In practice, getting enough homeowner participation to reach a supermajority is the hardest part. Many owners never attend meetings or return ballots, and abstentions effectively count as “no” votes when the threshold is based on total membership rather than votes cast. Communities that want to modernize outdated restrictions, like a ban on solar panels or a rule requiring a specific exterior color, often spend months or years on the campaign. If you are buying into a community with rules you find unreasonable, do not assume they will be easy to change.

Resolving Disputes With Your HOA

Disagreements between homeowners and their HOA are common, and how they are resolved depends on the community’s governing documents and state law. Most CC&Rs include an internal dispute resolution process that requires the homeowner and the board to attempt to resolve the issue through direct communication or a formal hearing before escalating further.

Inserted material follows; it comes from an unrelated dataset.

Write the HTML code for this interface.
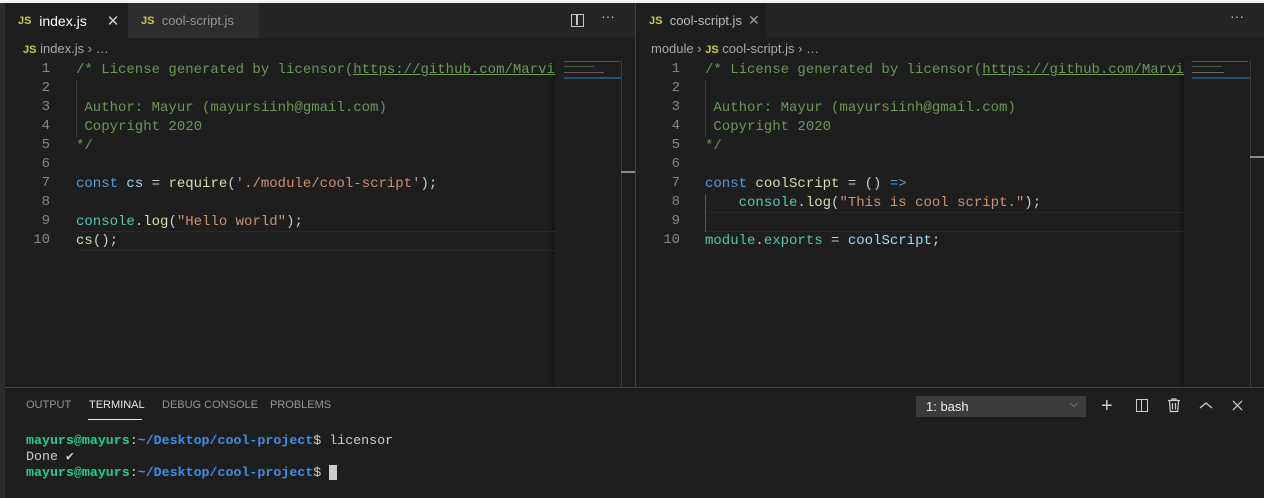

If internal resolution fails, many states encourage or require alternative dispute resolution before a homeowner can file a lawsuit. This usually means mediation, where a neutral third party helps both sides reach an agreement, or arbitration, where a neutral party makes a binding or non-binding decision. Mediation is generally faster and cheaper than litigation. A party that refuses to participate in required dispute resolution may face consequences in court, including being denied attorney’s fees even if they ultimately win.

Litigation is always an option but is expensive for both sides. The more practical approach is to attend board meetings, build relationships with other homeowners, and document everything in writing. Boards respond to organized groups of homeowners far more readily than to individual complaints. If you believe the board has violated its fiduciary duties or exceeded its authority under the CC&Rs, consult a real estate attorney who handles HOA disputes before spending money on a lawsuit you may not need to file.